--- BEGIN GIVEN ENTRIES ---
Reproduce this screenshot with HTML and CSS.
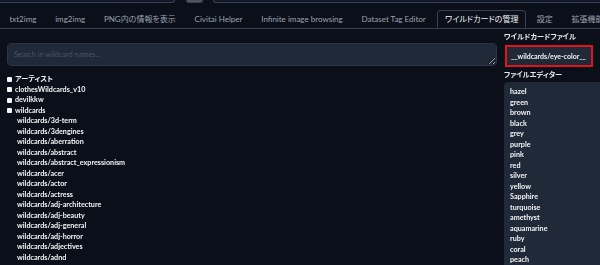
FILE: index.html
```html
<!DOCTYPE html>
<html lang="ja">
<head>
    <meta charset="UTF-8">
    <title>Wildcards</title>
    <link rel="stylesheet" href="styles.css">
</head>
<body>

<div class="top-strip">
    <div class="stub stub-wide"></div>
    <div class="stub stub-btn"></div>
    <div class="stub stub-rest"></div>
</div>

<div class="tabs">
    <div class="tab">txt2img</div>
    <div class="tab">img2img</div>
    <div class="tab">PNG内の情報を表示</div>
    <div class="tab">Civitai Helper</div>
    <div class="tab">Infinite image browsing</div>
    <div class="tab">Dataset Tag Editor</div>
    <div class="tab selected">ワイルドカードの管理</div>
    <div class="tab">設定</div>
    <div class="tab">拡張機能</div>
</div>

<div class="container">
    <div class="column left">
        <textarea class="search" placeholder="Search in wildcard names..."></textarea>
        <ul class="tree">
            <!-- filled from script below -->
        </ul>
    </div>
    <div class="column right">
        <label class="field-label">ワイルドカードファイル</label>
        <div class="file-box">__wildcards/eye-color__</div>
        <label class="field-label">ファイルエディター</label>
        <div class="editor" id="editor"></div>
    </div>
</div>

<script>
    const roots = ['アーティスト', 'clothesWildcards_v10', 'devilkkw', 'wildcards'];
    const children = ['3d-term', '3dengines', 'aberration', 'abstract', 'abstract_expressionism',
        'acer', 'actor', 'actress', 'adj-architecture', 'adj-beauty', 'adj-general',
        'adj-horror', 'adjectives', 'adnd'];
    const colors = ['hazel', 'green', 'brown', 'black', 'grey', 'purple', 'pink', 'red', 'silver',
        'yellow', 'Sapphire', 'turquoise', 'amethyst', 'aquamarine', 'ruby', 'coral', 'peach'];

    const tree = document.querySelector('.tree');
    roots.forEach(name => {
        const li = document.createElement('li');
        li.className = 'node';
        li.innerHTML = `<span class="box"></span>${name}`;
        tree.appendChild(li);
    });
    children.forEach(name => {
        const li = document.createElement('li');
        li.className = 'leaf';
        li.textContent = 'wildcards/' + name;
        tree.appendChild(li);
    });

    document.getElementById('editor').innerHTML = colors.map(c => `<div>${c}</div>`).join('');
</script>

</body>
</html>
```

FILE: styles.css
```css
body {
    font-family: Lato, "Noto Sans CJK JP", sans-serif;
    font-feature-settings: "palt";
    margin: 0;
    background-color: #0b0f19;
    color: #f3f4f6;
    height: 265px;
    overflow: hidden;
}
.top-strip {
    display: flex;
    height: 3px;
}
.stub {
    border: 1px solid #374151;
    border-top: none;
    border-radius: 0 0 3px 3px;
    background-color: #111827;
}
.stub-wide {
    width: 177px;
    margin-left: -4px;
}
.stub-btn {
    width: 15px;
    margin-left: 11px;
    background-color: #4b5563;
}
.stub-rest {
    flex: 1;
    margin-left: 10px;
    margin-right: -4px;
}
.tabs {
    display: flex;
    margin-top: 7px;
    border-bottom: 1px solid #374151;
    height: 18px;
    font-size: 8px;
    white-space: nowrap;
    overflow: hidden;
}
.tab {
    padding: 0 9.4px;
    line-height: 18px;
    color: #9ca3af;
}
.tab.selected {
    color: #f3f4f6;
    border: 1px solid #374151;
    border-bottom: 1px solid #0b0f19;
    border-radius: 4px 4px 0 0;
    line-height: 17px;
    margin: 0 1px 0 2px;
    padding: 0 7px;
}
.container {
    display: flex;
    gap: 7px;
    padding: 0 0 0 7px;
}
.left {
    width: 490px;
    padding-top: 14px;
}
.right {
    flex: 1;
    min-width: 0;
    padding-top: 3px;
}
.search {
    display: block;
    box-sizing: border-box;
    width: 100%;
    height: 23px;
    margin: 0;
    padding: 6px 6px;
    background-color: #1f2937;
    border: 1px solid #2b3545;
    border-radius: 4px;
    color: #f3f4f6;
    font-family: Lato, sans-serif;
    font-size: 7.4px;
    line-height: 10px;
}
.search::placeholder {
    color: #4b5563;
}
.tree {
    list-style: none;
    margin: 8px 0 0 0;
    padding: 0;
    font-size: 7.2px;
    line-height: 10.5px;
}
.node {
    display: flex;
    align-items: center;
    font-weight: bold;
}
.box {
    width: 5px;
    height: 5px;
    background-color: #f3f4f6;
    border-radius: 1px;
    margin-right: 3px;
}
.leaf {
    padding-left: 10px;
    font-weight: bold;
}
.field-label {
    display: block;
    font-size: 7.2px;
    line-height: 10px;
    color: #e5e7eb;
    font-weight: bold;
    white-space: nowrap;
}
.file-box {
    margin: 3px 7px 3px 1px;
    height: 18px;
    border: 2px solid #e1141c;
    background-color: #1f2937;
    font-size: 7px;
    font-weight: bold;
    line-height: 18px;
    padding-left: 4px;
    white-space: nowrap;
    overflow: hidden;
}
.editor {
    margin-top: 2px;
    background-color: #1f2937;
    border-radius: 4px 0 0 0;
    padding: 5px 6px;
    font-size: 7.2px;
    line-height: 10.5px;
    font-weight: bold;
    height: 174px;
    overflow: hidden;
}
```
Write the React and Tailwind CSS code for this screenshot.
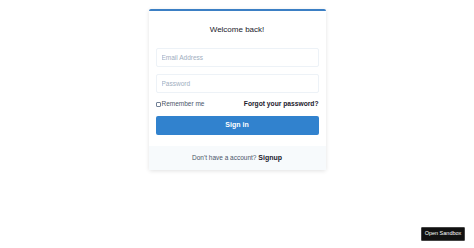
import React from 'react';

const font = { fontFamily: '"Liberation Sans", Arial, sans-serif' };

export default function App() {
  return (
    <div className="relative w-[474px] h-[248px] bg-white" style={font}>
      <div className="pt-[9px]">
        <div className="mx-auto w-[177px] bg-white border-t-2 border-[#3b7fc4] rounded-[2px] shadow-[0_1px_4px_rgba(0,0,0,0.12)]">
          <div className="px-[7px] pt-[14px] pb-[11px]">
            <h1 className="text-center text-[8px] leading-[10px] text-[#1a202c]">Welcome back!</h1>
            <input
              type="text"
              placeholder="Email Address"
              className="mt-[13px] block w-full h-[19px] px-[5px] text-[6.5px] border border-[#edf2f7] rounded-[2px] placeholder:text-[#a0aec0] outline-none"
            />
            <input
              type="password"
              placeholder="Password"
              className="mt-[7px] block w-full h-[19px] px-[5px] text-[6.5px] border border-[#edf2f7] rounded-[2px] placeholder:text-[#a0aec0] outline-none"
            />
            <div className="mt-[6px] flex items-center justify-between h-[10px]">
              <label className="flex items-center gap-[1px] text-[6.5px] text-[#4a5568]">
                <span className="inline-block w-[5px] h-[5px] border border-[#718096] rounded-[1px] bg-white" />
                Remember me
              </label>
              <a className="text-[6.7px] font-bold text-[#1a202c]">Forgot your password?</a>
            </div>
            <button className="mt-[7px] w-full h-[19px] bg-[#3182ce] rounded-[2px] text-white text-[7px] font-bold">
              Sign in
            </button>
          </div>
          <div className="h-[24px] bg-[#f7fafc] flex items-center justify-center text-[6.5px] text-[#4a5568]">
            Don't have a account?&nbsp;<span className="font-bold text-[#1a202c] text-[7px]">Signup</span>
          </div>
        </div>
      </div>
      <button className="absolute left-[421px] top-[227px] w-[44px] h-[14px] bg-[#111] rounded-[1px] border border-[#444] text-white text-[5.5px] leading-none">
        Open Sandbox
      </button>
    </div>
  );
}
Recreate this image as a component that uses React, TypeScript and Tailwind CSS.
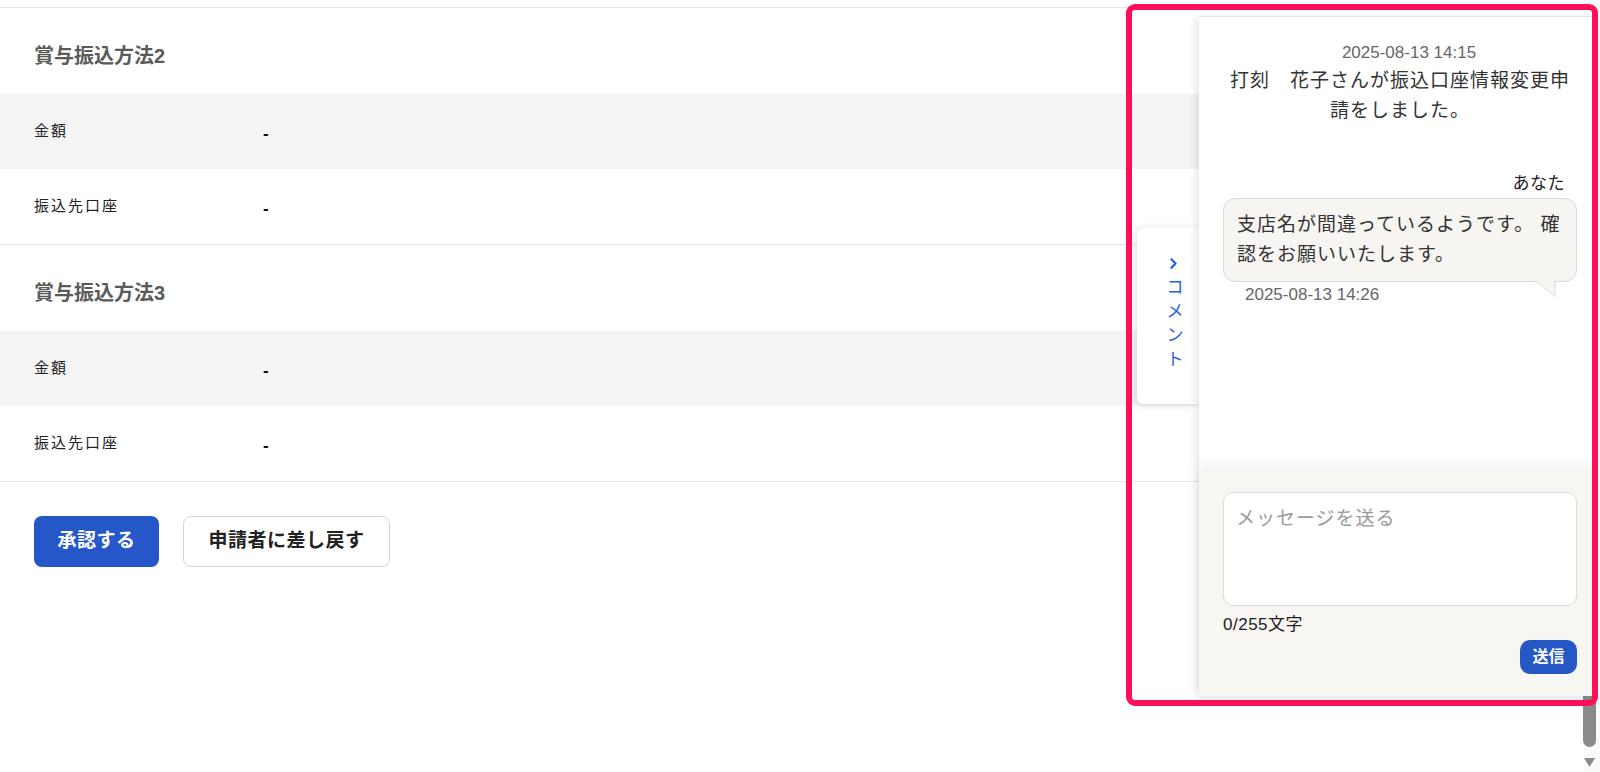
import React from 'react';
import { ChevronRight } from 'lucide-react';

const FONT = { fontFamily: '"Liberation Sans", "Noto Sans CJK JP", sans-serif' };

const Row: React.FC<{ label: string; gray?: boolean }> = ({ label, gray }) => (
  <div className={`flex items-center h-[75px] pl-[34px] ${gray ? 'bg-[#f5f4f4]' : 'bg-white'}`}>
    <div className="w-[229px] text-[15px] tracking-[2px] text-[#222]">{label}</div>
    <div className="text-[17px] font-bold text-[#111] mt-[4px]">-</div>
  </div>
);

const Section: React.FC<{ title: string }> = ({ title }) => (
  <section className="border-b border-[#e6e6e6]">
    <h3 className="pl-[34px] pt-[36px] pb-[26px] text-[20px] leading-[24px] font-bold text-[#5a5a5a]">
      {title}
    </h3>
    <Row label="金額" gray />
    <Row label="振込先口座" />
  </section>
);

const CommentPanel: React.FC = () => (
  <>
    {/* collapse tab */}
    <div className="absolute left-[1137px] top-[228px] w-[62px] h-[176px] bg-white rounded-l-[6px] shadow-[-2px_1px_8px_rgba(0,0,0,0.12)] flex flex-col items-center pt-[27px] text-[#1f5fe8]">
      <ChevronRight size={17} strokeWidth={3} className="ml-[10px]" />
      <div className="flex flex-col items-center mt-[4px] text-[17px] leading-[24px] ml-[14px]">
        {'コメント'.split('').map((c, i) => (
          <span key={i}>{c}</span>
        ))}
      </div>
    </div>

    <aside className="absolute left-[1199px] top-[16px] w-[393px] h-[680px] bg-white border-t border-[#e4e4e4] shadow-[-3px_2px_8px_rgba(0,0,0,0.10)] flex flex-col">
      <div className="flex-1 pl-[24px] pr-[15px] pt-[25px]">
        <p className="text-center text-[17px] leading-[22px] text-[#666] pl-[18px]">2025-08-13 14:15</p>
        <p className="mt-[2px] text-center text-[19px] leading-[30px] tracking-[1px] text-[#333]">
          打刻　花子さんが振込口座情報変更申請をしました。
        </p>

        <p className="mt-[46px] pr-[12px] text-right text-[17px] leading-[24px] tracking-[0.5px] text-[#222]">あなた</p>
        <div className="relative mt-[2px] rounded-[12px] border border-[#dedbd4] bg-[#f6f5f1] pl-[13px] pr-[10px] py-[11px] text-[19px] leading-[30px] tracking-[1px] text-[#333]">
          支店名が間違っているようです。 確認をお願いいたします。
          <svg className="absolute right-[20px] -bottom-[17px]" width="21" height="18" viewBox="0 0 21 18">
            <polygon points="0,0 20,16 20,0" fill="#f6f5f1" />
            <polyline points="0.5,0.6 20,16.5 20,0" fill="none" stroke="#dedbd4" strokeWidth="1" />
          </svg>
        </div>
        <p className="mt-[1px] pl-[22px] text-[17px] leading-[24px] text-[#666]">2025-08-13 14:26</p>
      </div>

      <div className="h-[228px] bg-[#f7f6f3] pl-[24px] pr-[15px] pt-[24px] shadow-[0_-5px_12px_rgba(0,0,0,0.05)]">
        <div className="h-[114px] rounded-[10px] border border-[#dcdcdc] bg-white px-[12px] pt-[13px] text-[19px] leading-[26px] tracking-[1px] text-[#9a9a9a]">
          メッセージを送る
        </div>
        <p className="mt-[8px] text-[17px] leading-[22px] tracking-[0.5px] text-[#222]">0/255文字</p>
        <div className="mt-[4px] flex justify-end">
          <button className="w-[57px] h-[34px] rounded-[10px] bg-[#2557c5] text-white text-[16px] font-bold">
            送信
          </button>
        </div>
      </div>
    </aside>
  </>
);

export default function App() {
  return (
    <div style={FONT} className="relative flex h-[772px] w-full overflow-hidden bg-white">
      <main className="flex-1">
        <div className="h-[8px] border-b border-[#e6e6e6]" />
        <Section title="賞与振込方法2" />
        <Section title="賞与振込方法3" />
        <div className="flex gap-[24px] pl-[34px] pt-[34px]">
          <button className="w-[125px] h-[51px] rounded-[8px] bg-[#2657c8] text-white text-[19px] font-bold tracking-[0.5px]">
            承認する
          </button>
          <button className="w-[207px] h-[51px] rounded-[8px] border border-[#d6d6d6] bg-white text-[#222] text-[19px] font-bold tracking-[0.5px]">
            申請者に差し戻す
          </button>
        </div>
      </main>

      {/* scrollbar */}
      <div className="w-[16px] bg-[#fafafa] flex flex-col justify-end items-start pb-[5px]">
        <div className="w-[13px] -ml-[1px] h-[440px] rounded-full bg-[#8a8a8a]" />
        <svg className="mt-[11px] -ml-[1px]" width="13" height="9" viewBox="0 0 13 9">
          <polygon points="1,0 12,0 6.5,9" fill="#8a8a8a" />
        </svg>
      </div>

      <CommentPanel />

      {/* highlight frame */}
      <div className="pointer-events-none absolute left-[1126px] top-[4px] w-[472px] h-[702px] rounded-[9px] border-[6px] border-[#ff0f57]" />
    </div>
  );
}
--- END GIVEN ENTRIES ---
### YOUR INSTRUCTIONS
Pull out every line holding "screenshot" from the records above, and copy it.

### FULL RESPONSE
Reproduce this screenshot with HTML and CSS.
Write the React and Tailwind CSS code for this screenshot.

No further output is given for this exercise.